Effects of the jet obstacle on flame acceleration and deflagration-to-detonation transition: A numerical perspective

Abstract

As a new type of the detonation-promoting technology, the jet obstacle has attracted wide attention of researchers, but there are still many deficiencies in the current studies. Based on means of numerical analysis, the effects of jet velocity and the non-uniformity of the velocity distribution on flame acceleration and DDT (deflagration-to-detonation transition) processes are investigated in detail using the unsteady Reynolds average simulation method. The findings indicate that, with regard to flame acceleration, an increase in jet velocity will initially impede the acceleration of the flame to a certain extent. Nevertheless, the interaction between the flame and the jet gives rise to a complex multiple acceleration mechanism (such as the intensification of flow field perturbations within the channel, an augmented accumulation of premixed gases, an amplified virtual blocking effect, and an enlarged recirculation zone). This increased jet velocity serves to accelerate both the propagation of the flame and the detonation initiation process. The jet non-uniformity of the velocity distribution is also a vital factor to improve the DDT process.

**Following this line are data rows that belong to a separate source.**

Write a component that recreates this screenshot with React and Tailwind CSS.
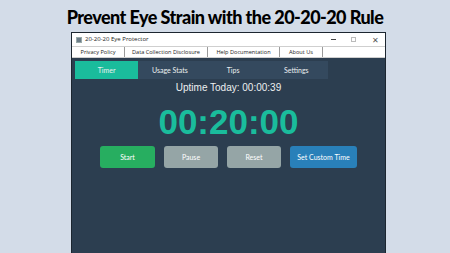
export default function App() {
  const menu = [
    { label: "Privacy Policy", w: "w-[53px]" },
    { label: "Data Collection Disclosure", w: "w-[83px]" },
    { label: "Help Documentation", w: "w-[72px]" },
    { label: "About Us", w: "w-[43px]" },
  ];
  const tabs = ["Timer", "Usage Stats", "Tips", "Settings"];

  return (
    <div className="w-[450px] h-[253px] overflow-hidden bg-[#d3dce8] flex flex-col font-['Lato',sans-serif]">
      {/* heading */}
      <h1 className="h-[32px] pt-[6px] text-center text-[18px] leading-[22px] font-black text-black tracking-[-0.55px]">
        Prevent Eye Strain with the 20-20-20 Rule
      </h1>

      {/* app window */}
      <div className="w-[315px] flex-1 ml-[71px] border border-b-0 border-[#1c2630] flex flex-col bg-[#2c3e50]">
        {/* title bar */}
        <div className="h-[13px] bg-white flex items-center pl-[4px] text-[6px] text-[#222] font-['Open_Sans',sans-serif]">
          <span className="w-[6px] h-[6px] bg-[#6b7c88] border border-[#9aa] mr-[3px]"></span>
          <span>20-20-20 Eye Protector</span>
          <div className="ml-auto flex items-center text-[#555]">
            <span className="w-[5px] h-px bg-[#444] mr-[15px]"></span>
            <span className="w-[5px] h-[5px] border border-[#bbb] mr-[16px]"></span>
            <span className="text-[8px] leading-none mr-[6px]">✕</span>
          </div>
        </div>

        {/* menu row */}
        <div className="h-[12px] bg-white flex border-t border-b border-[#cfcfcf] text-[5.6px] text-[#222] font-['Open_Sans',sans-serif]">
          {menu.map((m) => (
            <div key={m.label} className={`${m.w} border-r border-[#9a9a9a] flex items-center justify-center`}>
              {m.label}
            </div>
          ))}
        </div>

        {/* content */}
        <div className="flex-1 pt-[3px] pl-[3px] flex flex-col">
          <div className="flex w-[253px] h-[18px] bg-[#34495e] text-[7px] text-[#ecf0f1]">
            {tabs.map((t, i) => (
              <div
                key={t}
                className={`flex-1 flex items-center justify-center ${i === 0 ? "bg-[#1abc9c]" : ""}`}
              >
                {t}
              </div>
            ))}
          </div>

          <div className="flex flex-col items-center pr-[3px] font-['Liberation_Sans',sans-serif]">
            <div className="mt-[3px] text-[10px] leading-[12px] text-[#ecf0f1]">Uptime Today: 00:00:39</div>
            <div className="mt-[10px] text-[35px] leading-[35px] font-bold text-[#1abc9c]">00:20:00</div>
            <div className="mt-[7px] flex gap-[9px] text-[7px] text-white font-['Lato',sans-serif]">
              <button className="w-[55px] h-[22px] rounded-[3px] bg-[#27ae60]">Start</button>
              <button className="w-[54px] h-[22px] rounded-[3px] bg-[#95a5a6]">Pause</button>
              <button className="w-[54px] h-[22px] rounded-[3px] bg-[#95a5a6]">Reset</button>
              <button className="w-[67px] h-[22px] rounded-[3px] bg-[#2980b9]">Set Custom Time</button>
            </div>
          </div>
        </div>
      </div>
    </div>
  );
}
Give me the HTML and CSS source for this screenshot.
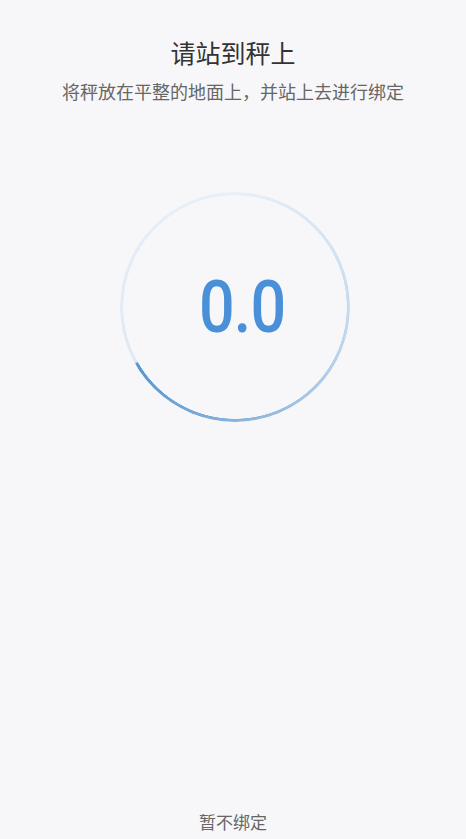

With the increase in the trend of non-uniformity changes in the jet velocity distribution (the continuous enhanced jets are used in this paper), the time and distance required for the detonation initiation of premixed gases are shortened. Furthermore, depending on the state of the shock wave, the detonation initiation processes in this paper all belong to the shock to detonation transition, which can be further classified into two categories: (I) detonation that induced by shock reflection; and (II) detonation that induced by shock focusing.